**Required task**
Provide an exact copy of the data, excluding the images.
◆ ◆ ◆ ◆
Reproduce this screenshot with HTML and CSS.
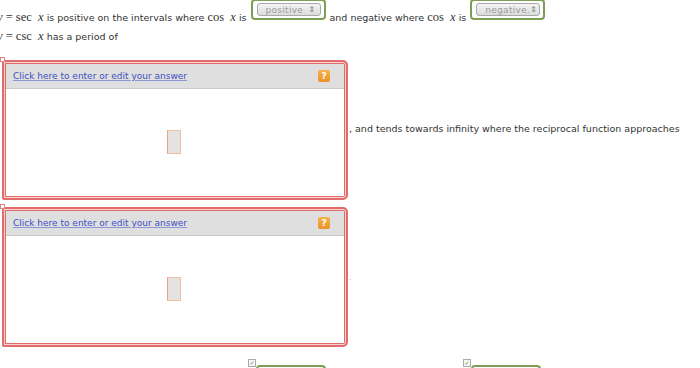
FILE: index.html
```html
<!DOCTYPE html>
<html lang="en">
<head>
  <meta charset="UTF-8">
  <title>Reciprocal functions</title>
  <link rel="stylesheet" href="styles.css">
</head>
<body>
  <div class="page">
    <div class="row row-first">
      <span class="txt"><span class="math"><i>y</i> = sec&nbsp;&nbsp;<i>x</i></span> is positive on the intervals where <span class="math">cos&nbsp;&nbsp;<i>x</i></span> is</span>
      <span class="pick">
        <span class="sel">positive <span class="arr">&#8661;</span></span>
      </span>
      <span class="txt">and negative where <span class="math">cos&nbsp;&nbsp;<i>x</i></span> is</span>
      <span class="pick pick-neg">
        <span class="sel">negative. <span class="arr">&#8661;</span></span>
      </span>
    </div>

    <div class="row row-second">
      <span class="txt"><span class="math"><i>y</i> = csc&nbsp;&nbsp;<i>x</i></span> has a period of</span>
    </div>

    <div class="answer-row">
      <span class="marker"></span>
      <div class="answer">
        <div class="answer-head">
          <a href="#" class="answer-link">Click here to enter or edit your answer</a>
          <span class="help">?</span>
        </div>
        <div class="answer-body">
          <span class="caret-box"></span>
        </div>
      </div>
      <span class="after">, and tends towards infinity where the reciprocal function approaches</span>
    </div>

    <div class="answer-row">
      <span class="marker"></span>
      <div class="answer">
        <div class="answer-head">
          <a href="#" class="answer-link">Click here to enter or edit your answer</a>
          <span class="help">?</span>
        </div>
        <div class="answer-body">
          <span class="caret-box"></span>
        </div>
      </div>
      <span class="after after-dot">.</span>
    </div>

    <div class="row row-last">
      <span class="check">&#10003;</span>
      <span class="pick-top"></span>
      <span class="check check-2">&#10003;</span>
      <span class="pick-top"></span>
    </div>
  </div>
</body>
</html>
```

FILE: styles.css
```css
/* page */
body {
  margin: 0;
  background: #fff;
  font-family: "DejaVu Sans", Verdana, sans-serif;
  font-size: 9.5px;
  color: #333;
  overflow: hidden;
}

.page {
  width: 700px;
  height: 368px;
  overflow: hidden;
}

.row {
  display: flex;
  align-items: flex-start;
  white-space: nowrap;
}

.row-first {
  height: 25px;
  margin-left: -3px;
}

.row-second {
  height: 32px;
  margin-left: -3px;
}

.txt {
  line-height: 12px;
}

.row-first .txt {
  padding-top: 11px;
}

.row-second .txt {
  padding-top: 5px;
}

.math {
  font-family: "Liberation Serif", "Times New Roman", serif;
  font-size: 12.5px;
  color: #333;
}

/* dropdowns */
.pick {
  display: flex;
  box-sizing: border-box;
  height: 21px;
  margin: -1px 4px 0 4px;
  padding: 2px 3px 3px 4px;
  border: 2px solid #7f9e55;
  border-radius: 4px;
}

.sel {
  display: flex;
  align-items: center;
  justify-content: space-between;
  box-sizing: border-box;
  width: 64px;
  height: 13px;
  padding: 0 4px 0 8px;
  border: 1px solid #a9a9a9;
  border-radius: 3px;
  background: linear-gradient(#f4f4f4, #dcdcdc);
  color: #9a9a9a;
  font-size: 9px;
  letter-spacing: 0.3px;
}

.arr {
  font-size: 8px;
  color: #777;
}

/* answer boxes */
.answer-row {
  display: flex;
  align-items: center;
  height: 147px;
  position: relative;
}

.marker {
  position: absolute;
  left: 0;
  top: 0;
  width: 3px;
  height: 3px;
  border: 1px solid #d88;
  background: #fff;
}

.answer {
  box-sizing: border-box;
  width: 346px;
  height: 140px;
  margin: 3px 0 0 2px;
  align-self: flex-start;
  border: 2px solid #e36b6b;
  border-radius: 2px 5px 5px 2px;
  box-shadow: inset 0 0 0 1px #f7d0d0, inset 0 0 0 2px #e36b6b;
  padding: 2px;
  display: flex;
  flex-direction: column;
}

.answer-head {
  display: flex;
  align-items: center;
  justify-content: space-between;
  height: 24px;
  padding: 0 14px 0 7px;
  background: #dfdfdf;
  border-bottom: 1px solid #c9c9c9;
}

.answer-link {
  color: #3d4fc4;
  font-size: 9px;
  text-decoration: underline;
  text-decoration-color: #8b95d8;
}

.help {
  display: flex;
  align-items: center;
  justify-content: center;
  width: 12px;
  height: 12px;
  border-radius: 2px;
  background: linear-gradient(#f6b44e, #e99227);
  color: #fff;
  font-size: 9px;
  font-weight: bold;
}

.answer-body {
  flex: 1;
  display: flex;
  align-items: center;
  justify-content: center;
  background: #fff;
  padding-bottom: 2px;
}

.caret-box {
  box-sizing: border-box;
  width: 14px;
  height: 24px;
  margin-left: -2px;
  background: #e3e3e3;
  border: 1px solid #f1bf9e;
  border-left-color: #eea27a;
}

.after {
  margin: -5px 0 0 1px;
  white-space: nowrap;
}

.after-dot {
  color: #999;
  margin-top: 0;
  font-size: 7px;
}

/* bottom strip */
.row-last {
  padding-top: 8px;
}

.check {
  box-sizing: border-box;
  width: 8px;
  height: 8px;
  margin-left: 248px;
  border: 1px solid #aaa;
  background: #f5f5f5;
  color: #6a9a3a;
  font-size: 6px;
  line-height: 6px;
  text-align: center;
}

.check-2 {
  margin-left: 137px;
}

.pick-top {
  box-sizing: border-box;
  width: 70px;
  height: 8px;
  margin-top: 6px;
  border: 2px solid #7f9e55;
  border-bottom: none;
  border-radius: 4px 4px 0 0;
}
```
◆ ◆ ◆ ◆
**The answer**
Reproduce this screenshot with HTML and CSS.
FILE: index.html
```html
<!DOCTYPE html>
<html lang="en">
<head>
  <meta charset="UTF-8">
  <title>Reciprocal functions</title>
  <link rel="stylesheet" href="styles.css">
</head>
<body>
  <div class="page">
    <div class="row row-first">
      <span class="txt"><span class="math"><i>y</i> = sec&nbsp;&nbsp;<i>x</i></span> is positive on the intervals where <span class="math">cos&nbsp;&nbsp;<i>x</i></span> is</span>
      <span class="pick">
        <span class="sel">positive <span class="arr">&#8661;</span></span>
      </span>
      <span class="txt">and negative where <span class="math">cos&nbsp;&nbsp;<i>x</i></span> is</span>
      <span class="pick pick-neg">
        <span class="sel">negative. <span class="arr">&#8661;</span></span>
      </span>
    </div>

    <div class="row row-second">
      <span class="txt"><span class="math"><i>y</i> = csc&nbsp;&nbsp;<i>x</i></span> has a period of</span>
    </div>

    <div class="answer-row">
      <span class="marker"></span>
      <div class="answer">
        <div class="answer-head">
          <a href="#" class="answer-link">Click here to enter or edit your answer</a>
          <span class="help">?</span>
        </div>
        <div class="answer-body">
          <span class="caret-box"></span>
        </div>
      </div>
      <span class="after">, and tends towards infinity where the reciprocal function approaches</span>
    </div>

    <div class="answer-row">
      <span class="marker"></span>
      <div class="answer">
        <div class="answer-head">
          <a href="#" class="answer-link">Click here to enter or edit your answer</a>
          <span class="help">?</span>
        </div>
        <div class="answer-body">
          <span class="caret-box"></span>
        </div>
      </div>
      <span class="after after-dot">.</span>
    </div>

    <div class="row row-last">
      <span class="check">&#10003;</span>
      <span class="pick-top"></span>
      <span class="check check-2">&#10003;</span>
      <span class="pick-top"></span>
    </div>
  </div>
</body>
</html>
```

FILE: styles.css
```css
/* page */
body {
  margin: 0;
  background: #fff;
  font-family: "DejaVu Sans", Verdana, sans-serif;
  font-size: 9.5px;
  color: #333;
  overflow: hidden;
}

.page {
  width: 700px;
  height: 368px;
  overflow: hidden;
}

.row {
  display: flex;
  align-items: flex-start;
  white-space: nowrap;
}

.row-first {
  height: 25px;
  margin-left: -3px;
}

.row-second {
  height: 32px;
  margin-left: -3px;
}

.txt {
  line-height: 12px;
}

.row-first .txt {
  padding-top: 11px;
}

.row-second .txt {
  padding-top: 5px;
}

.math {
  font-family: "Liberation Serif", "Times New Roman", serif;
  font-size: 12.5px;
  color: #333;
}

/* dropdowns */
.pick {
  display: flex;
  box-sizing: border-box;
  height: 21px;
  margin: -1px 4px 0 4px;
  padding: 2px 3px 3px 4px;
  border: 2px solid #7f9e55;
  border-radius: 4px;
}

.sel {
  display: flex;
  align-items: center;
  justify-content: space-between;
  box-sizing: border-box;
  width: 64px;
  height: 13px;
  padding: 0 4px 0 8px;
  border: 1px solid #a9a9a9;
  border-radius: 3px;
  background: linear-gradient(#f4f4f4, #dcdcdc);
  color: #9a9a9a;
  font-size: 9px;
  letter-spacing: 0.3px;
}

.arr {
  font-size: 8px;
  color: #777;
}

/* answer boxes */
.answer-row {
  display: flex;
  align-items: center;
  height: 147px;
  position: relative;
}

.marker {
  position: absolute;
  left: 0;
  top: 0;
  width: 3px;
  height: 3px;
  border: 1px solid #d88;
  background: #fff;
}

.answer {
  box-sizing: border-box;
  width: 346px;
  height: 140px;
  margin: 3px 0 0 2px;
  align-self: flex-start;
  border: 2px solid #e36b6b;
  border-radius: 2px 5px 5px 2px;
  box-shadow: inset 0 0 0 1px #f7d0d0, inset 0 0 0 2px #e36b6b;
  padding: 2px;
  display: flex;
  flex-direction: column;
}

.answer-head {
  display: flex;
  align-items: center;
  justify-content: space-between;
  height: 24px;
  padding: 0 14px 0 7px;
  background: #dfdfdf;
  border-bottom: 1px solid #c9c9c9;
}

.answer-link {
  color: #3d4fc4;
  font-size: 9px;
  text-decoration: underline;
  text-decoration-color: #8b95d8;
}

.help {
  display: flex;
  align-items: center;
  justify-content: center;
  width: 12px;
  height: 12px;
  border-radius: 2px;
  background: linear-gradient(#f6b44e, #e99227);
  color: #fff;
  font-size: 9px;
  font-weight: bold;
}

.answer-body {
  flex: 1;
  display: flex;
  align-items: center;
  justify-content: center;
  background: #fff;
  padding-bottom: 2px;
}

.caret-box {
  box-sizing: border-box;
  width: 14px;
  height: 24px;
  margin-left: -2px;
  background: #e3e3e3;
  border: 1px solid #f1bf9e;
  border-left-color: #eea27a;
}

.after {
  margin: -5px 0 0 1px;
  white-space: nowrap;
}

.after-dot {
  color: #999;
  margin-top: 0;
  font-size: 7px;
}

/* bottom strip */
.row-last {
  padding-top: 8px;
}

.check {
  box-sizing: border-box;
  width: 8px;
  height: 8px;
  margin-left: 248px;
  border: 1px solid #aaa;
  background: #f5f5f5;
  color: #6a9a3a;
  font-size: 6px;
  line-height: 6px;
  text-align: center;
}

.check-2 {
  margin-left: 137px;
}

.pick-top {
  box-sizing: border-box;
  width: 70px;
  height: 8px;
  margin-top: 6px;
  border: 2px solid #7f9e55;
  border-bottom: none;
  border-radius: 4px 4px 0 0;
}
```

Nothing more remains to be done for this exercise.